A former education minister, Oby Ezekwesili, has called for an urgent “neutral approach” from well-meaning Nigerians to the ongoing strike of the Academic Staff Union of Universities, ASUU, saying that the strike “is now beyond government and the union”.
Ezekwesili who spoke on the sidelines of a one-day dialogue on Education in Abuja on Thursday, said both parties have so far failed to set the ground rules for a principal negotiation.
“This is no longer a matter between the government and ASUU, this has become a matter between the people of Nigeria, government and ASUU,” she noted.

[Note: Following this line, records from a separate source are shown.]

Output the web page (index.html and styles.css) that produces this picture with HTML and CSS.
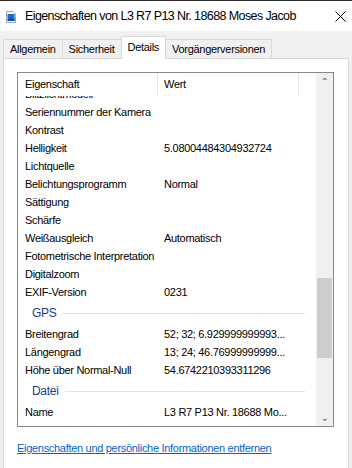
FILE: index.html
```html
<!DOCTYPE HTML>
<html>
    <head>
        <meta charset="UTF-8">
        <title>Eigenschaften</title>
        <link rel="stylesheet" href="styles.css">
    </head>
    <body>
        <div id="win">
            <div class="titlebar">
                <svg class="ico" width="10" height="12" viewBox="0 0 10 12">
                    <path d="M0.5 0.5h6.5l2.5 2.5v8.5h-9z" fill="#fff" stroke="#9aa4b0"/>
                    <rect x="1.5" y="3" width="7" height="7" fill="#1b6fc2"/>
                    <path d="M1.5 10l3-3.5 2 2 2-1.5v3z" fill="#0d4f96"/>
                </svg>
                <span class="title">Eigenschaften von L3 R7 P13 Nr. 18688 Moses Jacob</span>
                <svg class="close" width="11" height="11" viewBox="0 0 11 11">
                    <path d="M0.5 0.5l10 10M10.5 0.5l-10 10" stroke="#000" stroke-width="1"/>
                </svg>
            </div>
            <div class="content">
                <ul class="tabs">
                    <li>Allgemein</li>
                    <li>Sicherheit</li>
                    <li class="active">Details</li>
                    <li>Vorgängerversionen</li>
                </ul>
                <div class="panel">
                    <div class="list">
                        <div class="main">
                            <div class="head">
                                <div class="c1">Eigenschaft</div>
                                <div class="c2">Wert</div>
                                <div class="c3"></div>
                            </div>
                            <div class="rows">
                                <div class="row first"><span class="c1">Blitzlichtmodell</span><span class="c2"></span></div>
                                <div class="row"><span class="c1">Seriennummer der Kamera</span><span class="c2"></span></div>
                                <div class="row"><span class="c1">Kontrast</span><span class="c2"></span></div>
                                <div class="row"><span class="c1">Helligkeit</span><span class="c2">5.08004484304932724</span></div>
                                <div class="row"><span class="c1">Lichtquelle</span><span class="c2"></span></div>
                                <div class="row"><span class="c1">Belichtungsprogramm</span><span class="c2">Normal</span></div>
                                <div class="row"><span class="c1">Sättigung</span><span class="c2"></span></div>
                                <div class="row"><span class="c1">Schärfe</span><span class="c2"></span></div>
                                <div class="row"><span class="c1">Weißausgleich</span><span class="c2">Automatisch</span></div>
                                <div class="row"><span class="c1">Fotometrische Interpretation</span><span class="c2"></span></div>
                                <div class="row"><span class="c1">Digitalzoom</span><span class="c2"></span></div>
                                <div class="row"><span class="c1">EXIF-Version</span><span class="c2">0231</span></div>
                                <div class="group"><span>GPS</span></div>
                                <div class="row"><span class="c1">Breitengrad</span><span class="c2">52; 32; 6.929999999993...</span></div>
                                <div class="row"><span class="c1">Längengrad</span><span class="c2">13; 24; 46.76999999999...</span></div>
                                <div class="row"><span class="c1">Höhe über Normal-Null</span><span class="c2">54.6742210393311296</span></div>
                                <div class="group"><span>Datei</span></div>
                                <div class="row"><span class="c1">Name</span><span class="c2">L3 R7 P13 Nr. 18688 Mo...</span></div>
                                <div class="row"><span class="c1">Elementtyp</span><span class="c2">JPG-Datei</span></div>
                            </div>
                        </div>
                        <div class="scroll">
                            <div class="arrow">&#x2303;</div>
                            <div class="track"><div class="thumb"></div></div>
                            <div class="arrow down">&#x2304;</div>
                        </div>
                    </div>
                    <a class="link" href="#">Eigenschaften und persönliche Informationen entfernen</a>
                </div>
            </div>
        </div>
    </body>
</html>
```

FILE: styles.css
```css
body{margin:0;font-family:"Liberation Sans",Arial,sans-serif;color:#000;}
ul,li{margin:0;padding:0;list-style:none;}
#win{
    width:352px;
    height:468px;
    overflow:hidden;
    background:#f0f0f0;
}
.titlebar{
    height:30px;
    border-top:1px solid #2b2b2b;
    background:#fff;
    display:flex;
    align-items:center;
}
.titlebar .ico{margin:1px 0 0 6px;}
.titlebar .title{
    margin-left:9px;
    font-size:12.5px;
    letter-spacing:-0.6px;
    white-space:nowrap;
    flex:1;
}
.titlebar .close{margin-right:6px;}
.content{padding:5px 3px 0 3px;}
.tabs{
    display:flex;
    height:22px;
    align-items:flex-end;
    font-size:11px;
    letter-spacing:-0.3px;
}
.tabs li{
    height:19px;
    line-height:18px;
    padding:0 6px;
    border:1px solid #d9d9d9;
    border-bottom:none;
    border-right:none;
    box-sizing:border-box;
    background:#f0f0f0;
}
.tabs li:nth-child(4){border-right:1px solid #d9d9d9;}
.tabs li.active{
    height:23px;
    line-height:20px;
    background:#fff;
    margin-bottom:-1px;
    position:relative;
    border-right:1px solid #d9d9d9;
}
.tabs li.active + li{border-left:none;}
.panel{
    background:#fff;
    border:1px solid #d9d9d9;
    height:420px;
    padding:13px 0 0 13px;
    box-sizing:border-box;
}
.list{
    width:317px;
    height:355px;
    border:1px solid #828790;
    box-sizing:border-box;
    display:flex;
    font-size:11px;
    letter-spacing:-0.3px;
}
.main{flex:1;overflow:hidden;}
.head{
    display:flex;
    height:23px;
    line-height:22px;
}
.head div{border-right:1px solid #e5e5e5;box-sizing:border-box;height:23px;}
.head .c1{width:140px;padding-left:7px;}
.head .c2{width:141px;padding-left:6px;}
.head .c3{border-right:none;flex:1;}
.rows{height:330px;overflow:hidden;}
.row{
    display:flex;
    height:18px;
    line-height:18px;
    white-space:nowrap;
}
.row.first{margin-top:-11px;}
.row .c1{width:140px;padding-left:7px;box-sizing:border-box;overflow:hidden;}
.row .c2{padding-left:6px;}
.group{
    height:24px;
    display:flex;
    align-items:center;
    padding:0 0 0 14px;
    color:#1e3a8a;
    font-size:12px;
    margin-right:11px;
}
.group::after{
    content:"";
    flex:1;
    height:1px;
    background:#dce1ea;
    margin-left:6px;
}
.scroll{
    width:17px;
    background:#f0f0f0;
    display:flex;
    flex-direction:column;
}
.arrow{
    height:17px;
    line-height:17px;
    text-align:center;
    color:#606060;
    font-size:10px;
    font-family:"DejaVu Sans",sans-serif;
}
.track{flex:1;padding-top:188px;}
.thumb{
    height:80px;
    margin:0 1px;
    background:#cdcdcd;
}
.link{
    display:block;
    margin-top:15px;
    font-size:11px;
    letter-spacing:-0.3px;
    color:#0066cc;
}
```
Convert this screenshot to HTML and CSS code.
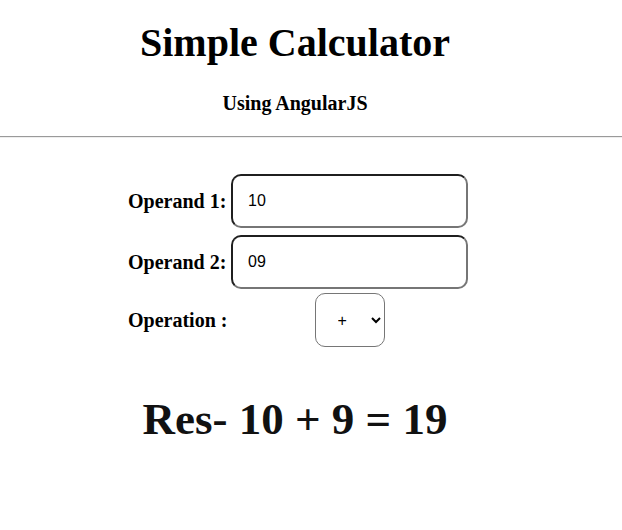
FILE: index.html
```html
<!DOCTYPE html>
<html lang="en">

<head>
    <meta charset="UTF-8">
    <meta name="viewport" content="width=device-width, initial-scale=1.0">
    <title>Simple Calculator</title>
    <link rel="stylesheet" href="styles.css">
</head>

<body>
    <div class="header">
        <h1>Simple Calculator</h1>
        <h3>Using AngularJS</h3>
    </div>

    <hr>

    <div class="main">
        <form class="calc-form">
            <div class="form-row">
                <label class="field-label" for="op1">Operand 1:</label>
                <input class="field-input" id="op1" type="text" value="10">
            </div>

            <div class="form-row">
                <label class="field-label" for="op2">Operand 2:</label>
                <input class="field-input" id="op2" type="text" value="09">
            </div>

            <div class="form-row form-row-last">
                <label class="field-label" for="oper">Operation :</label>
                <div class="field-cell">
                    <select class="field-select" id="oper">
                        <option selected>+</option>
                        <option>-</option>
                        <option>*</option>
                        <option>/</option>
                    </select>
                </div>
            </div>
        </form>

        <h1 class="result">Res- 10 + 9 = 19</h1>
    </div>
</body>

</html>
```

FILE: styles.css
```css
/* Reset */
body {
    margin: 0;
    font-family: "Liberation Serif", "Times New Roman", serif;
    color: black;
    background: white;
}

.header,
.main {
    width: 590px;
}

h1 {
    margin: 20px 0 0;
    font-size: 40px;
    line-height: 46px;
    text-align: center;
}

h3 {
    margin: 26px 0 0;
    font-size: 20px;
    line-height: 23px;
    text-align: center;
}

hr {
    margin: 21px 0 0;
    border: none;
    border-top: 1px solid #9a9a9a;
    border-bottom: 1px solid #eeeeee;
}

/* Form rows */
.calc-form {
    margin: 36px 0 0 128px;
}

.form-row {
    display: flex;
    align-items: center;
    height: 54px;
    margin-bottom: 7px;
}

.form-row-last {
    margin-top: -3px;
    margin-bottom: 0;
}

.field-label {
    width: 103px;
    font-size: 20px;
    font-weight: bold;
    line-height: 23px;
}

.field-input {
    box-sizing: border-box;
    width: 237px;
    height: 54px;
    padding: 0 15px;
    font-family: "Liberation Sans", Arial, sans-serif;
    font-size: 16px;
    color: black;
    border: 2px solid;
    border-color: #1f1f1f #767676 #767676 #1f1f1f;
    border-radius: 10px;
    outline: none;
}

.field-cell {
    width: 237px;
    display: flex;
    justify-content: center;
}

.field-select {
    box-sizing: border-box;
    width: 70px;
    height: 54px;
    padding: 0 4px 0 18px;
    font-family: "Liberation Sans", Arial, sans-serif;
    font-size: 16px;
    color: black;
    background: white;
    border: 1px solid #767676;
    border-radius: 10px;
}

.result {
    margin-top: 46px;
    font-size: 45px;
    line-height: 52px;
    color: #111;
}
```
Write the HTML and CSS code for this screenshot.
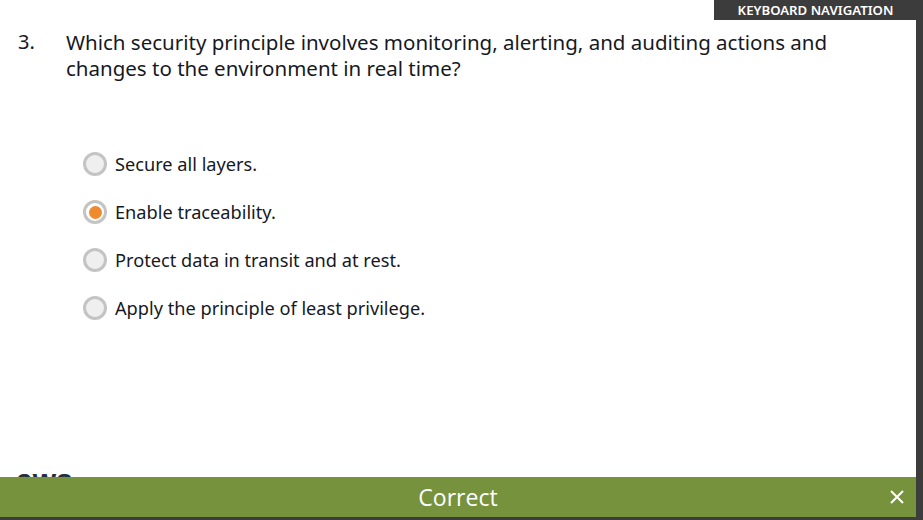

The former minister recommended a way out of the dilemma: “I think the citizens must now demand a neutral approach in the search for a solution to the kind of university system that we want to run. In this drive, we must see the need for urgency”.
Earlier, Ahmed Makarfi, a senator and former governor of Kaduna State, noted that Nigeria as multi-religious and multi-ethnic nation, had all the necessary ingredients to develop into a great nation.
Makarfi expressed regrets that lack of purposeful leadership from the country’s birth had stifled its march to progress.
“It doesn’t take much to see that if we have as a people harnessed and deployed our disparate individual endowments and abilities in pursuit and promotion of the collective good of the country, no force will be capable of stopping our historic march to greatness,” he said.
He noted that government on its part had at various times come up with measures that would facilitate integration and unity, but ineffective implementation of policies had continued to deter progress.
Makarfi maintained that only an effective education system, delivered in appropriate environment, would enable Nigerians see things in their proper context.
House of representative member, Nnenna Ukeje, who co-chaired the event, said unity schools were the greatest investment in human resource that Nigeria had ever made.
Ukeje said instead of fostering the ideals for which unity schools were established, things that bind the country together were being downplayed, while those things that divide us were exaggerated.
The dialogue, organised by Unity Schools Old Students’ Association, USOSA, had the theme “Good Governance and National Unity”.